Prof. Dr. Mehmet Parlak, Doç. Dr. Yusuf İpekoğlu ve Dr. Turgut Fakıoğlu'ndan oluşan ODTÜ Adli Bilim Kurulu'nun raporunda, olayın intihar olmadığı belirtildi.

Raporda, gerekçeler ise dört maddede özetlendi.

'İlk maddede atlamanın çalılık üzerinden aşarak gerçekleşmesi için ileriden çalılık üzerine doğrusal yatay hızla koşarak yaklaşması gerektiği belirtilip, 'Daha sonra çalılığa yaklaşım noktasından kendini ileri doğru bir ilk hızla fırlatmasını (Genel tabiriyle balıklama yapması) gerektirir' denildi.

İkinci maddede ise çalılığın üst kısmının o an yüksekliği düşünülerek, herhangi bir cismin yere düşmesi hesaplandığında, yaklaşık bu süresinin 1.2 (artı-eksi) 0.1 saniye mertebesinde olması gerektiği vurgulandı.

İkinci maddenin devamı niteliğindeki üçüncü maddede ise, 'Dolayısı ile yaklaşım mesafesi çalılık yüksekliği ve genişliği göz önüne alındığında bu hızın ileri yöndeki doğrusal bileşeni ile bu süre içerisinde, zemin duvar kenarından ileri doğru olan uzaklığı yaklaşık olarak 5,0 (artı-eksi) 1.0 metre civarındadır' ifadesine yer verildi.

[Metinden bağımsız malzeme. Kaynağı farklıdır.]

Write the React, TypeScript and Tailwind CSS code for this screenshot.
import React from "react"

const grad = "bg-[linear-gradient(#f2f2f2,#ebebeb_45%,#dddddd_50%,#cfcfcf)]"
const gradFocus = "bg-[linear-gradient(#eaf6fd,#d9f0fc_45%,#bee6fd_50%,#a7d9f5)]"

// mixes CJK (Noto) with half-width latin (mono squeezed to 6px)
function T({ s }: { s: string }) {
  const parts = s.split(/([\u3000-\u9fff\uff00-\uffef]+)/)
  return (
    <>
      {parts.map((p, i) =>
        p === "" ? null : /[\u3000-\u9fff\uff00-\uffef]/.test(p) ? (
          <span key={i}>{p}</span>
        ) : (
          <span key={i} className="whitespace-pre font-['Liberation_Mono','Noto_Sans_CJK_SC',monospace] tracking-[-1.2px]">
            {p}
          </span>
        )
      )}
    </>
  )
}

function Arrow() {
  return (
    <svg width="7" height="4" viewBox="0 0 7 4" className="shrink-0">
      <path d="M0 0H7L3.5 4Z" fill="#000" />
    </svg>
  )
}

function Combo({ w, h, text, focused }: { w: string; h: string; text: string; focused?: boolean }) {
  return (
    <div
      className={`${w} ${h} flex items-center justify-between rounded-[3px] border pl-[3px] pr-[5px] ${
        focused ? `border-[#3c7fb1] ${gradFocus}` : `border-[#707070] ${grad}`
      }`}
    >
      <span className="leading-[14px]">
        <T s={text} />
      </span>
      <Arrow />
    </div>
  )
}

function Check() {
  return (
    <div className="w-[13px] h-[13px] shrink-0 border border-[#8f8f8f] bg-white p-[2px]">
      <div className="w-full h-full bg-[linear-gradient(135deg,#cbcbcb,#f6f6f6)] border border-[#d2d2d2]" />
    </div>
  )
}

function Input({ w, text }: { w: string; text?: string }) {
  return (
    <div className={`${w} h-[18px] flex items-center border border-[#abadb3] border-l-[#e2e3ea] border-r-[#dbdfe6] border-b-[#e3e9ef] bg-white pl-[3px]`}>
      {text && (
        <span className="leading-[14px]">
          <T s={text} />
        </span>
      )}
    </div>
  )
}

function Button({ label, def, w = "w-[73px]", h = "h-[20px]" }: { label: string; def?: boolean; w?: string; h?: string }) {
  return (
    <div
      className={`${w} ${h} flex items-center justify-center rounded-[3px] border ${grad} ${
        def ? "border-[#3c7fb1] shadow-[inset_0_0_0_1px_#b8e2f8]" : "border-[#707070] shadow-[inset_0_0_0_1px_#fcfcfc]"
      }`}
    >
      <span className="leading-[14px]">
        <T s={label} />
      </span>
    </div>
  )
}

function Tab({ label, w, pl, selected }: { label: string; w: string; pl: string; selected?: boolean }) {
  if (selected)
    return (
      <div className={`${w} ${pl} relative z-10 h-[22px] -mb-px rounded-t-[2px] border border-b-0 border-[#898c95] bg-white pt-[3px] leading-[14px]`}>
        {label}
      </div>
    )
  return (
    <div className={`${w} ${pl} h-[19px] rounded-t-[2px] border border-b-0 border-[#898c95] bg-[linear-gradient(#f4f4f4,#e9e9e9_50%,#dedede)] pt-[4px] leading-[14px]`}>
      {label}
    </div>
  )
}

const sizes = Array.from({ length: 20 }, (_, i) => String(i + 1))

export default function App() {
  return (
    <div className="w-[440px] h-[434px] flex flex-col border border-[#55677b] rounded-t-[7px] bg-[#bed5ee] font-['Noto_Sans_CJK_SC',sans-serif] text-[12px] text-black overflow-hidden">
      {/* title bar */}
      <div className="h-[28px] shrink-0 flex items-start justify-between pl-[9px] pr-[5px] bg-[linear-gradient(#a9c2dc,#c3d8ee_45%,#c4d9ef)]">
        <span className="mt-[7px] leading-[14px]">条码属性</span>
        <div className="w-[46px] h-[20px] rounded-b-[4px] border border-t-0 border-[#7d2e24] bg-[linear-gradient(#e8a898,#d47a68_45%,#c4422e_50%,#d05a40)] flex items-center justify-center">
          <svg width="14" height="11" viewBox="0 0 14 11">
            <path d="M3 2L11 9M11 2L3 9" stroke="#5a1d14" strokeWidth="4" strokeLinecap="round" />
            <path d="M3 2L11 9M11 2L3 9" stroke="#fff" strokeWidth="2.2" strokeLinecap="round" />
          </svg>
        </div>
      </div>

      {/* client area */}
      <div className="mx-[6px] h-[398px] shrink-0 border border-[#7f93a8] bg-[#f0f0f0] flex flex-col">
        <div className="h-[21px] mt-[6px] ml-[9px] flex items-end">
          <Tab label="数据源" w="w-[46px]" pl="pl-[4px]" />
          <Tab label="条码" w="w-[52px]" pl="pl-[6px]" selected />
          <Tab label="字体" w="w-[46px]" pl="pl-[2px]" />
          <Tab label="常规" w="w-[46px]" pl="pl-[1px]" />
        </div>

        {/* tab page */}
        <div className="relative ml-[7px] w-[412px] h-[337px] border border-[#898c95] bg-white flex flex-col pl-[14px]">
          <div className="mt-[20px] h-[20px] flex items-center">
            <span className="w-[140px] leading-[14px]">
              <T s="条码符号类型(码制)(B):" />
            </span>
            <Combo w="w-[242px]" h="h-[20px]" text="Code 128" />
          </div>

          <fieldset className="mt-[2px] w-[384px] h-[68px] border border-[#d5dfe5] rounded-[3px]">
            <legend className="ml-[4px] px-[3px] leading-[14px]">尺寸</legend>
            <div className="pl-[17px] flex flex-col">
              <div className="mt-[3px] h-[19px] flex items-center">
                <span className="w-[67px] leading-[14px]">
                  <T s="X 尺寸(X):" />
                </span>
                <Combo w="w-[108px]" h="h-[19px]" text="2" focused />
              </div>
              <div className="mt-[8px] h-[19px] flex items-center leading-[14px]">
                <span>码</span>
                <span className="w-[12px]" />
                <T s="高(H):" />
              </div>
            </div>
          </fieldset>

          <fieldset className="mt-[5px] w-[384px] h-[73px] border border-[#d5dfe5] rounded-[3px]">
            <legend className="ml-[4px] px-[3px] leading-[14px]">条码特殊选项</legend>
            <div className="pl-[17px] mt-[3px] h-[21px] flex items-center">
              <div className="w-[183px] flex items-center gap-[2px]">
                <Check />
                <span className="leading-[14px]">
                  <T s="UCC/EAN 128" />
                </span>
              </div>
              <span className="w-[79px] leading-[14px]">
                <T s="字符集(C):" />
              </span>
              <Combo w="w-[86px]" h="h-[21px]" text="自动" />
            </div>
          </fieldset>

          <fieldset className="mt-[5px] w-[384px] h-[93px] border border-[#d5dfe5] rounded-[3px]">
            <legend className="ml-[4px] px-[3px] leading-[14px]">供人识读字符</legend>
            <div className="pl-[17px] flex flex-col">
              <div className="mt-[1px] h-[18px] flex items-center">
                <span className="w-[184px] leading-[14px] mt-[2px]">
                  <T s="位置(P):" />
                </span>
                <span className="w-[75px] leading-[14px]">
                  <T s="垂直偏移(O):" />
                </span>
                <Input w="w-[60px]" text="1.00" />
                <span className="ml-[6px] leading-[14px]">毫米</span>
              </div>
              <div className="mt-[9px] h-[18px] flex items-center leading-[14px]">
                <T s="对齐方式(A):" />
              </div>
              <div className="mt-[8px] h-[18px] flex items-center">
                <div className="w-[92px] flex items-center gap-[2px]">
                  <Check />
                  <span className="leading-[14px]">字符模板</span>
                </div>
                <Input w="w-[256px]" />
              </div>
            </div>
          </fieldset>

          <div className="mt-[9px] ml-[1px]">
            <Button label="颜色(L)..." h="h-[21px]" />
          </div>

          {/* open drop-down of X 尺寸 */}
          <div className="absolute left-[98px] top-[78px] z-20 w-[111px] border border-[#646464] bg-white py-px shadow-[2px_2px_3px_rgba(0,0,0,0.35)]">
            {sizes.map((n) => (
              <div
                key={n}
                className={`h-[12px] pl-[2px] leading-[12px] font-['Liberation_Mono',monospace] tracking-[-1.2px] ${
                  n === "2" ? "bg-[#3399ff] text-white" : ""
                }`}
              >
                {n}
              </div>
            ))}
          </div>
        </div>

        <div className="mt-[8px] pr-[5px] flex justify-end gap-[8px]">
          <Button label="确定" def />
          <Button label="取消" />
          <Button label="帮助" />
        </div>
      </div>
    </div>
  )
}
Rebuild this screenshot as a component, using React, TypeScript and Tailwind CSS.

Dördüncü maddede ise hesaplamalara göre Aslı Baş'ın düşmesi gereken noktanın bulunduğu yerden oldukça uzak olması gerektiği vurgulanarak, şu ifadelere yer verildi:' Bu da Aslı Baş'ın çalılıkların üzerinden atlayarak değil son bulunduğu yere düştüğü yaklaşımını güçlendirmektedir. Olayın ifade edildiği gibi atlama değil bilimsel veriler ve hesaplamalar ışığında bu olayın aslında yüksekten bir cismi yere bırakma veya serbest düşme olarak değerlendirilmesi gerektiğini göstermektedir.

Olayın gerçekleşmesi için manken Baş'ın bulunduğu son pozisyonu ve konumu göz önüne alındığında çalılıkları geçerek, yüzünü villaya dönüp kendini duvar üzerinden aşağı bırakması ile meydana gelen bir serbest düşme olayının oluşmuş olması gerektirmektedir. Bu ise olayın oluşumunun ifadelerde beyan edildiği gibi, olmadığını ve bir çelişkiyi göstermektedir.

Ayrıca, Baş'ın son düşüş anını gösteren kamera kayıtları görüntüleri incelendiğinde ve zemine çarpma anı göz önüne alındığında, hareketsiz ve refleksiz bir kütle gibi düştüğü gözlenmektedir. Bu da basit bir boşluğa bırakılmış bir cismin hareketi olarak değerlendirilmesini gerektirir.

Bunların dışında dikkat edilmesi gereken bir ayrıntı ise Baş'ın son düşme anındaki pozisyonu ve kafasını hareketleri düşünüldüğünde doktor kontrolü sırasıda çekilen fotoğraflarda kafasının sol arka tarafından görülen ve merdiven taş yükseltisine çarpma sonucu olduğu düşünülen yarığın aslında sağ tarafta olması gerektiğini göstermektedir. Yukarıda bahsedildiği yapılan ölçümler ve elde edilen hesaplama sonuçları bu olayın çalılık üzerinden atlama hareketi olmadığını göstermekte."

Davayla ilgili 3'ncü duruşma yarın Muğla 1'nci Ağır Ceza Mahkemesi'nde görülecek.